** The records **

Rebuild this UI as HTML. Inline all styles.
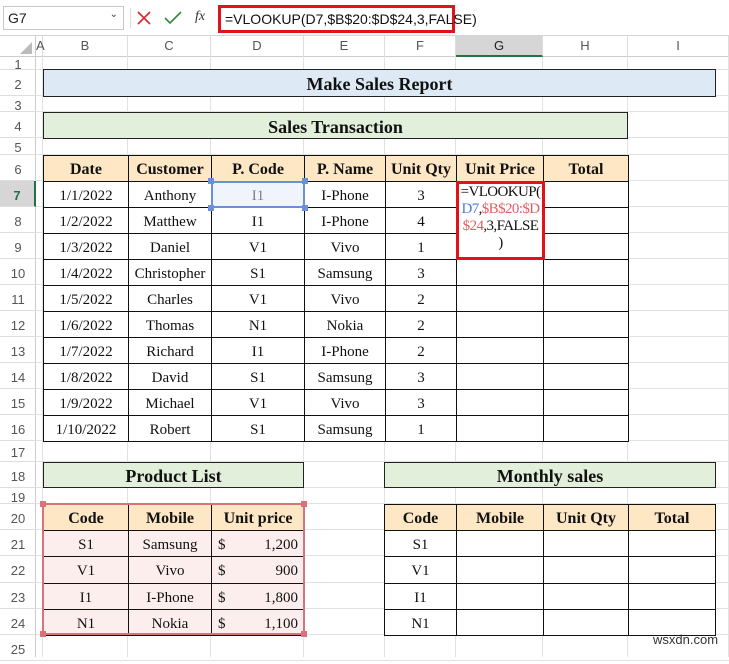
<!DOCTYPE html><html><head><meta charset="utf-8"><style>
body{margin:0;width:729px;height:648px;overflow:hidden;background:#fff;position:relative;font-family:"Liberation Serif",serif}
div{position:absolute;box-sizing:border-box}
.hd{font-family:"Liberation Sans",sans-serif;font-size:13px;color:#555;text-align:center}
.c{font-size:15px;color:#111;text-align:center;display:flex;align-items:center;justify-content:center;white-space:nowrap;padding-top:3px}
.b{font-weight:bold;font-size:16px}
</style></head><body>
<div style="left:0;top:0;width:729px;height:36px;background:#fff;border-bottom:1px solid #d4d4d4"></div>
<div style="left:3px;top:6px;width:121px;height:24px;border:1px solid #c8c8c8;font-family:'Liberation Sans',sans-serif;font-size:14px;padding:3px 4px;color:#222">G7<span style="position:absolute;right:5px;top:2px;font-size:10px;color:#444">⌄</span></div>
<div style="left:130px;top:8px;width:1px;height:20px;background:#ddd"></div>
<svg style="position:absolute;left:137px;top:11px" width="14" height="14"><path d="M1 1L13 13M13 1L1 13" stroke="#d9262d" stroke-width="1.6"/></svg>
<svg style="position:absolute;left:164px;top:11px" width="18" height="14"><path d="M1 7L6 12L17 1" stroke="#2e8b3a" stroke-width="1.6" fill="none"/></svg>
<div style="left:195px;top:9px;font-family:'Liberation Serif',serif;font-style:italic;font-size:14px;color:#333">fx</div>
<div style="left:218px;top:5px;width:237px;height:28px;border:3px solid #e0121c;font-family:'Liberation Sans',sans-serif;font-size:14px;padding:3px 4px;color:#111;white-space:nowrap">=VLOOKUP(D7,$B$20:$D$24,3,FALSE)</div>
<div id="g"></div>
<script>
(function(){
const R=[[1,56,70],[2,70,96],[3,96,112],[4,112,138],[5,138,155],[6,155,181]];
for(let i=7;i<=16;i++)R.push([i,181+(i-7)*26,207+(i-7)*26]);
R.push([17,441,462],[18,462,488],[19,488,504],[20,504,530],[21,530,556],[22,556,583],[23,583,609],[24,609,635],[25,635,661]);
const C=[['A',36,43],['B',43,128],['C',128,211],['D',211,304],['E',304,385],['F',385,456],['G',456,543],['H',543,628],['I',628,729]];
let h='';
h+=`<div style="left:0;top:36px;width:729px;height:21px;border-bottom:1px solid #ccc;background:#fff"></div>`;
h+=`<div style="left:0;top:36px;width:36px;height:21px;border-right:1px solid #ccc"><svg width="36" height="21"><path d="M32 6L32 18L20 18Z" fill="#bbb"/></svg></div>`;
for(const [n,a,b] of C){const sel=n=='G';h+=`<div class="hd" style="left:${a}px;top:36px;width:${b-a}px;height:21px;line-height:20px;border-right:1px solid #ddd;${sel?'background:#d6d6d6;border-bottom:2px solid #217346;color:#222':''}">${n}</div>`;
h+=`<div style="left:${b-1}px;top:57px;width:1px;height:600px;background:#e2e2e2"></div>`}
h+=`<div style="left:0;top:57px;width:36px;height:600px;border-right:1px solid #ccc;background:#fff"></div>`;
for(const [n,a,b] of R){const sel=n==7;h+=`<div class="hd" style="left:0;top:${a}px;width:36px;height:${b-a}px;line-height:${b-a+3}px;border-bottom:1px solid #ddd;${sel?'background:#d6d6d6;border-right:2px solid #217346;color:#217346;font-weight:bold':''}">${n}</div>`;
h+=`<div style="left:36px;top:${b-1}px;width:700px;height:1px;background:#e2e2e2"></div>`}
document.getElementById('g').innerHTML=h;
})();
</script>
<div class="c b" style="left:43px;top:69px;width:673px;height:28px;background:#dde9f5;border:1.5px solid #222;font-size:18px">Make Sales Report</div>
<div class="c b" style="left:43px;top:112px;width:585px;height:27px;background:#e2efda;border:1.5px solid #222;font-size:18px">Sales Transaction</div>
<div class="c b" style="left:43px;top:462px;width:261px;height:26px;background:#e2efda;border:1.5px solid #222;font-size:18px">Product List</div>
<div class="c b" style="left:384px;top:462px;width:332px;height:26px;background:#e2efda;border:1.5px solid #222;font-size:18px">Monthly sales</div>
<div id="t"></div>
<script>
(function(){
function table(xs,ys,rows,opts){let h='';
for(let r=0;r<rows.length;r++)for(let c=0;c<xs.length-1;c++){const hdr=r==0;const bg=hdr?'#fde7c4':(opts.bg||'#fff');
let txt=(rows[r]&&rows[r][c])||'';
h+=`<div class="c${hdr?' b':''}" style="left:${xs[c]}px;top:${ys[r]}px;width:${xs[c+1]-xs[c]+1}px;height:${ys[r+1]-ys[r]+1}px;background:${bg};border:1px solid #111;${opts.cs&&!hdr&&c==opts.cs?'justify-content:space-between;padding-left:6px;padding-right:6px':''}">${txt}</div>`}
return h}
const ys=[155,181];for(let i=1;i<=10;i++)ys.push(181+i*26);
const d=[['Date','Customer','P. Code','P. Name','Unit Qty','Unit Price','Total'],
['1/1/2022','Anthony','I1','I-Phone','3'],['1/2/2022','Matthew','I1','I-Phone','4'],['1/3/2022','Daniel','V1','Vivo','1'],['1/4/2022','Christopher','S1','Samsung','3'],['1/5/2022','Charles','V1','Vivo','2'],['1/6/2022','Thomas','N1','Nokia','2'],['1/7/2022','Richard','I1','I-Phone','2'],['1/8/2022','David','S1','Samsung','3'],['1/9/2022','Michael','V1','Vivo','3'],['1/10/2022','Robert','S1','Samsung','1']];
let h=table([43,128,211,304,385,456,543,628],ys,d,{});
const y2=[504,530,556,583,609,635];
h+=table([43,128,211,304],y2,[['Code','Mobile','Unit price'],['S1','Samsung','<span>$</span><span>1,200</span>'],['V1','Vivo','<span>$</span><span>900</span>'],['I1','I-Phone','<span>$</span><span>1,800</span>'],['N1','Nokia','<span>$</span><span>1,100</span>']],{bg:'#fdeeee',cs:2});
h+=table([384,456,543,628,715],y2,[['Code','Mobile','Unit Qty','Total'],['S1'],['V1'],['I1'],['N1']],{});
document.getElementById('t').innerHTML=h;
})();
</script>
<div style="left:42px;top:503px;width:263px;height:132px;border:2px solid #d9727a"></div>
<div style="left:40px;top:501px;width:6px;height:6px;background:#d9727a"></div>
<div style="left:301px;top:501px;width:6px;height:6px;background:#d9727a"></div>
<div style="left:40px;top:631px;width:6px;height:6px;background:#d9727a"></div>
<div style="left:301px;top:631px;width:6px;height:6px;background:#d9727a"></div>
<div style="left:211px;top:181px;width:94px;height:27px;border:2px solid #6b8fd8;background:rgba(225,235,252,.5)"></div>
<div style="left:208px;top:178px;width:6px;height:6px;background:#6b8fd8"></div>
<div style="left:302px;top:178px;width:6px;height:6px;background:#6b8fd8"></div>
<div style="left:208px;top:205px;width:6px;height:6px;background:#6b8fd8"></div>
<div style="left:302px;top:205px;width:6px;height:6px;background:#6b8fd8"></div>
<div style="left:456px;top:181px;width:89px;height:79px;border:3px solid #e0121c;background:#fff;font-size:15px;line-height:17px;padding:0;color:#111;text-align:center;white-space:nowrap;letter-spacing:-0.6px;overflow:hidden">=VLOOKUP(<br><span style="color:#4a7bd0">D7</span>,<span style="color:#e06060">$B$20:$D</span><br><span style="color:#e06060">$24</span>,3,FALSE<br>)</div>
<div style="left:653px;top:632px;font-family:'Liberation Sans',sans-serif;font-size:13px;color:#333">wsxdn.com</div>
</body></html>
...
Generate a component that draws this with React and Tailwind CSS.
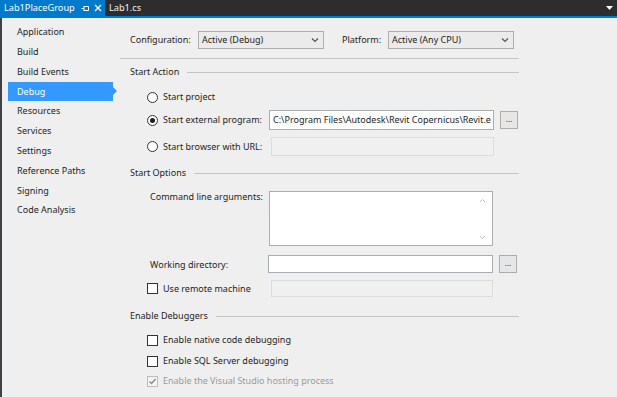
--
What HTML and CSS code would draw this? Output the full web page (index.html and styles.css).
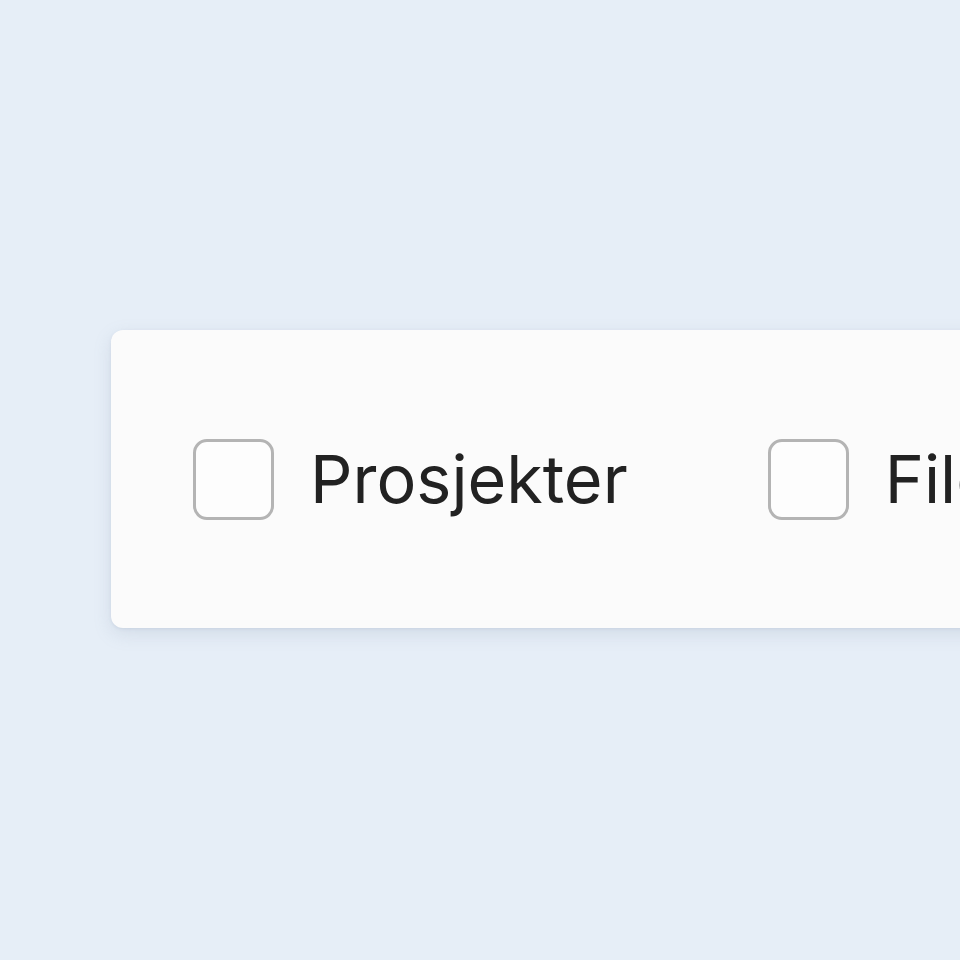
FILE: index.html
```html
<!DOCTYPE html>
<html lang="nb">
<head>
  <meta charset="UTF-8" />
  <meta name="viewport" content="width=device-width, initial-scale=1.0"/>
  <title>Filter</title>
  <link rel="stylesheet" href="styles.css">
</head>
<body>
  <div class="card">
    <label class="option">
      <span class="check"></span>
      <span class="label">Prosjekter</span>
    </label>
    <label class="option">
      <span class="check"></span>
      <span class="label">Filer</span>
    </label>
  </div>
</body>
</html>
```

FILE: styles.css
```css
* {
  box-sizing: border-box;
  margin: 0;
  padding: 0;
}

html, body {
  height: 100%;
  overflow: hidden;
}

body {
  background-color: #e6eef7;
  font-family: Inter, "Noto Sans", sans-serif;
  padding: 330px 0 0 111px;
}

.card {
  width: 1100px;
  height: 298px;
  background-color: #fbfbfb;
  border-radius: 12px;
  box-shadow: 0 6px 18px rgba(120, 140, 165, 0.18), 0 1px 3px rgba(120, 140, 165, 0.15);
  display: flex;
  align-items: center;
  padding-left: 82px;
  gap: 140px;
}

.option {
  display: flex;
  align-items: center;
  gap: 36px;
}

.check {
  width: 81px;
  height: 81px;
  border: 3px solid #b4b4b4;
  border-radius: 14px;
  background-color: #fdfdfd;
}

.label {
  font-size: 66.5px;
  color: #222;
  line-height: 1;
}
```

** What to do **
Show each line of the data that contains the string "this".

** Task response **
Rebuild this UI as HTML. Inline all styles.
Generate a component that draws this with React and Tailwind CSS.
What HTML and CSS code would draw this? Output the full web page (index.html and styles.css).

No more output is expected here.